--- DO THIS ---
Give again, verbatim, the lines between the line that contains "Write the React, TypeScript" and the line that contains "string; head?: boolean;", counting both ends. Pictures are excluded from the copy.

--- EXERCISE DATA ---
--------

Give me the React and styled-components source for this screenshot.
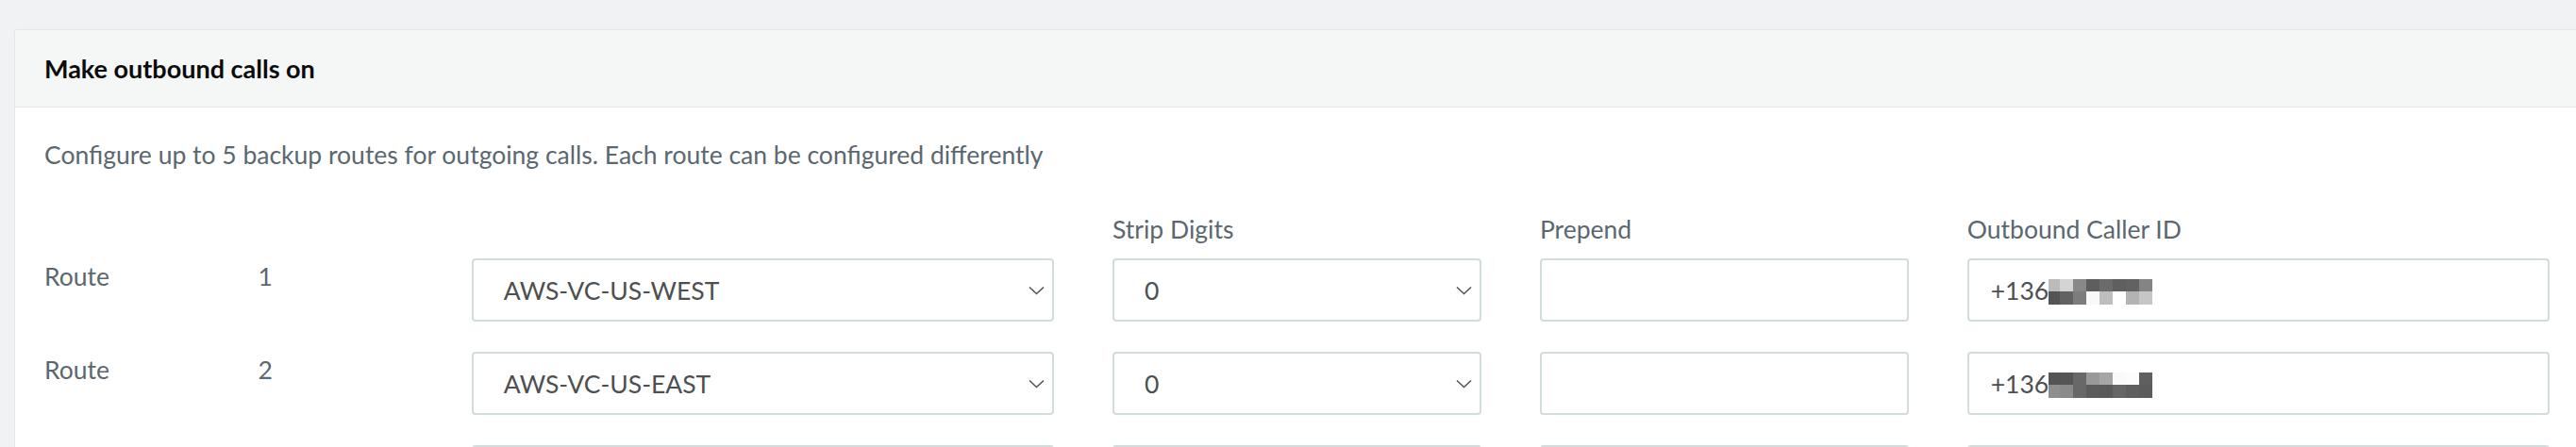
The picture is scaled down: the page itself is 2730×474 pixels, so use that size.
import React from "react"
import styled, { createGlobalStyle } from "styled-components"

const Global = createGlobalStyle`
    html, body {
        margin: 0;
        padding: 0;
        background: #f1f2f4;
        overflow: hidden;
        font-family: Lato, "Noto Sans", sans-serif;
    }
`

const Page = styled.div`
    padding: 31px 0 0 15px;
    width: 2760px;
`

const Card = styled.section`
    width: 2717px;
    background: #fff;
    border: 1px solid #e1e7e7;
    border-radius: 3px;
`

const CardHeader = styled.header`
    height: 81px;
    display: flex;
    align-items: center;
    padding: 0 31px;
    background: #f5f7f7;
    border-bottom: 1px solid #e3e9e9;
`

const Title = styled.h2`
    margin: 0;
    font-size: 27px;
    line-height: 32px;
    font-weight: 700;
    color: #0b0b0b;
`

const CardBody = styled.div`
    padding: 34px 31px 40px;
`

const Description = styled.p`
    margin: 0 0 47px;
    font-size: 26.5px;
    line-height: 32px;
    color: #5b6770;
`

const Row = styled.div`
    display: grid;
    grid-template-columns: repeat(12, 1fr);
    column-gap: 62px;
    margin-bottom: ${p => p.$gap || 32}px;
`

const Cell = styled.div`
    grid-column: span ${p => p.$span || 1};
    min-width: 0;
`

const ColLabel = styled.div`
    font-size: 26.5px;
    line-height: 32px;
    color: #5b6770;
`

const RowLabel = styled.div`
    font-size: 26.5px;
    line-height: 38px;
    color: #5b6770;
`

const Field = styled.div`
    height: 67px;
    box-sizing: border-box;
    border: 2px solid #d2dcdd;
    border-radius: 4px;
    background: #fff;
    display: flex;
    align-items: center;
    justify-content: space-between;
    padding: 0 8px 0 ${p => p.$select ? 32 : 23}px;
    font-size: 26.5px;
    color: #4d4f51;
`

const Value = styled.span`
    display: flex;
    align-items: center;
`

const Chevron = () =>
    <svg width="17" height="10" viewBox="0 0 17 10" fill="none">
        <path d="M1 1.5 L8.5 8.5 L16 1.5" stroke="#555" strokeWidth="1.6"/>
    </svg>

const blur = {
    a: [
        ["#bbbbbb", "#d4d4d4", "#888888", "#5e5e5e", "#6b6b6b", "#5f5f5f", "#626262", "#848484"],
        ["#545454", "#626262", "#7c7c7c", "#f9f9f9", "#bebebe", "#ffffff", "#b3b3b3", "#c6c6c6"]
    ],
    b: [
        ["#545454", "#555555", "#686868", "#999999", "#a6a6a6", "#fafafa", "#fcfcfc", "#5f5f5f"],
        ["#8e8e8e", "#8a8a8a", "#686868", "#5c5c5c", "#5a5a5a", "#666666", "#5f5f5f", "#5c5c5c"]
    ]
}

const Mosaic = ({ cells }) =>
    <svg width="111" height="27" viewBox="0 0 111 27" style={{ marginTop: 4 }}>
        {cells.map((row, r) =>
            row.map((c, i) =>
                <rect key={r + "-" + i} x={i === 0 ? 0 : 12 + (i - 1) * 14} y={r * 13}
                    width={i === 0 ? 12 : 14} height={r === 0 ? 13 : 14} fill={c}/>
            )
        )}
    </svg>

const routes = [
    { n: 1, trunk: "AWS-VC-US-WEST", strip: "0", cid: "a" },
    { n: 2, trunk: "AWS-VC-US-EAST", strip: "0", cid: "b" },
    { n: 3, trunk: "AWS-VC-US-WEST", strip: "0", cid: "a" }
]

const RouteRow = ({ route }) =>
    <Row>
        <Cell><RowLabel>Route</RowLabel></Cell>
        <Cell><RowLabel>{route.n}</RowLabel></Cell>
        <Cell $span={3}>
            <Field $select>{route.trunk}<Chevron/></Field>
        </Cell>
        <Cell $span={2}>
            <Field $select>{route.strip}<Chevron/></Field>
        </Cell>
        <Cell $span={2}>
            <Field/>
        </Cell>
        <Cell $span={3}>
            <Field>
                <Value>+136<Mosaic cells={blur[route.cid]}/></Value>
            </Field>
        </Cell>
    </Row>

const App = () =>
    <>
        <Global/>
        <Page>
            <Card>
                <CardHeader>
                    <Title>Make outbound calls on</Title>
                </CardHeader>
                <CardBody>
                    <Description>
                        Configure up to 5 backup routes for outgoing calls. Each route can be configured differently
                    </Description>
                    <Row $gap={15}>
                        <Cell $span={5}/>
                        <Cell $span={2}><ColLabel>Strip Digits</ColLabel></Cell>
                        <Cell $span={2}><ColLabel>Prepend</ColLabel></Cell>
                        <Cell $span={3}><ColLabel>Outbound Caller ID</ColLabel></Cell>
                    </Row>
                    {routes.map(r => <RouteRow key={r.n} route={r}/>)}
                </CardBody>
            </Card>
        </Page>
    </>

export default App
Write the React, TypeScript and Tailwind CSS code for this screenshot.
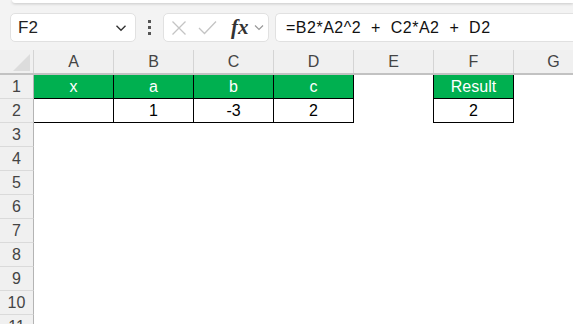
import React from "react";

const cols = ["A", "B", "C", "D", "E", "F", "G"];

type Cell = { v?: string; head?: boolean; box?: boolean };

const row1: Cell[] = [
  { v: "x", head: true, box: true },
  { v: "a", head: true, box: true },
  { v: "b", head: true, box: true },
  { v: "c", head: true, box: true },
  { box: false },
  { v: "Result", head: true, box: true },
  {},
];
const row2: Cell[] = [
  { v: "", box: true },
  { v: "1", box: true },
  { v: "-3", box: true },
  { v: "2", box: true },
  {},
  { v: "2", box: true },
  {},
];

function RowHead({ n }: { n: number }) {
  return (
    <div className="flex h-full w-[34px] shrink-0 items-center justify-center border-r border-b border-r-[#b4b4b4] border-b-[#dadada] bg-[#f0f0f0] text-[16px] text-[#444]">
      {n}
    </div>
  );
}

function DataRow({ n, cells }: { n: number; cells: Cell[] }) {
  return (
    <div className="flex h-[24px]">
      <RowHead n={n} />
      {cells.map((c, i) => {
        const nextBox = cells[i + 1]?.box;
        return (
          <div
            key={i}
            className={
              "flex h-full w-[80px] shrink-0 items-center justify-center text-[16px] " +
              (c.head ? "bg-[#00b050] text-white " : "text-black ") +
              (c.box ? "border-b border-r border-black " : nextBox ? "border-r border-black " : "")
            }
          >
            {c.v}
          </div>
        );
      })}
    </div>
  );
}

export default function App() {
  return (
    <div
      className="h-[324px] w-[573px] overflow-hidden bg-white"
      style={{ fontFamily: '"Liberation Sans", Arial, sans-serif' }}
    >
      <div className="h-[50px] bg-[#f3f3f3]">
        <div className="ml-[12px] h-[3px] rounded-bl-md bg-white shadow-[0_1px_3px_rgba(0,0,0,0.18)]" />
        <div className="mt-[10px] flex h-[29px] items-stretch">
          <div className="ml-[10px] flex w-[126px] items-center justify-between rounded-[5px] border border-[#e1e1e1] bg-white pl-[7px] pr-[8px] text-[17px] text-[#222]">
            <span>F2</span>
            <svg width="12" height="8" viewBox="0 0 12 8" fill="none" stroke="#333" strokeWidth="1.4">
              <path d="M1.5 1.8 6 6.2 10.5 1.8" />
            </svg>
          </div>
          <div className="flex w-[27px] flex-col items-center justify-center gap-[3px]">
            <span className="h-[3px] w-[3px] bg-[#555]" />
            <span className="h-[3px] w-[3px] bg-[#555]" />
            <span className="h-[3px] w-[3px] bg-[#555]" />
          </div>
          <div className="flex w-[106px] items-center rounded-[5px] border border-[#e1e1e1] bg-white pl-[7px]">
            <svg width="16" height="16" viewBox="0 0 16 16" fill="none" stroke="#c4c4c4" strokeWidth="1.3">
              <path d="M1.5 1.5 14.5 14.5M14.5 1.5 1.5 14.5" />
            </svg>
            <svg className="ml-[11px]" width="19" height="15" viewBox="0 0 19 15" fill="none" stroke="#c4c4c4" strokeWidth="1.3">
              <path d="M1 8 6.5 13.5 18 1.5" />
            </svg>
            <span
              className="ml-[14px] text-[21px] font-semibold italic leading-none text-[#333]"
              style={{ fontFamily: '"Liberation Serif", "Times New Roman", serif' }}
            >
              fx
            </span>
            <svg className="ml-[5px]" width="10" height="7" viewBox="0 0 10 7" fill="none" stroke="#999" strokeWidth="1.2">
              <path d="M1 1.5 5 5.5 9 1.5" />
            </svg>
          </div>
          <div className="ml-[6px] flex flex-1 items-center whitespace-pre rounded-l-[5px] border border-r-0 border-[#e1e1e1] bg-white pl-[10px] text-[16px] tracking-[0.5px] text-[#111]">
            {"=B2*A2^2  +  C2*A2  +  D2"}
          </div>
        </div>
      </div>

      <div className="flex h-[25px] border-b-2 border-[#c2c2c2] bg-[#f0f0f0]">
        <div className="relative w-[34px] shrink-0 border-r border-[#d4d4d4]">
          <div
            className="absolute bottom-[2px] right-[3px] h-[17px] w-[17px] bg-[#dcdcdc]"
            style={{ clipPath: "polygon(100% 0, 100% 100%, 0 100%)" }}
          />
        </div>
        {cols.map((c) => (
          <div
            key={c}
            className="flex w-[80px] shrink-0 items-center justify-center border-r border-[#d4d4d4] text-[16px] text-[#444]"
          >
            {c}
          </div>
        ))}
      </div>

      <DataRow n={1} cells={row1} />
      <DataRow n={2} cells={row2} />
      {[3, 4, 5, 6, 7, 8, 9, 10, 11].map((n) => (
        <div key={n} className="flex h-[24px]">
          <RowHead n={n} />
        </div>
      ))}
    </div>
  );
}
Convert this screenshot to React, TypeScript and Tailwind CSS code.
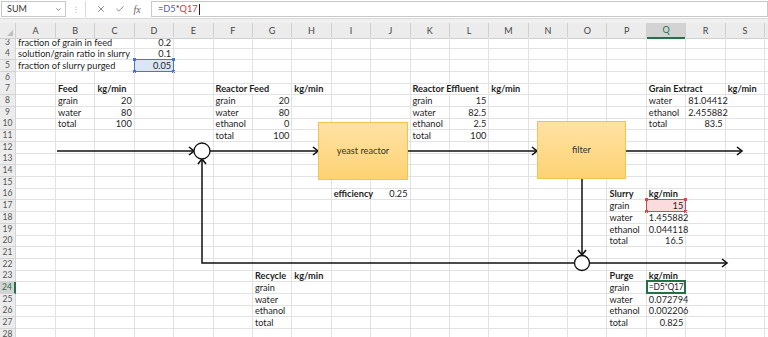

--------

--- OUTPUT FOR THIS TASK ---
Write the React, TypeScript and Tailwind CSS code for this screenshot.
import React from "react";

const cols = ["A", "B", "C", "D", "E", "F", "G"];

type Cell = { v?: string; head?: boolean; box?: boolean };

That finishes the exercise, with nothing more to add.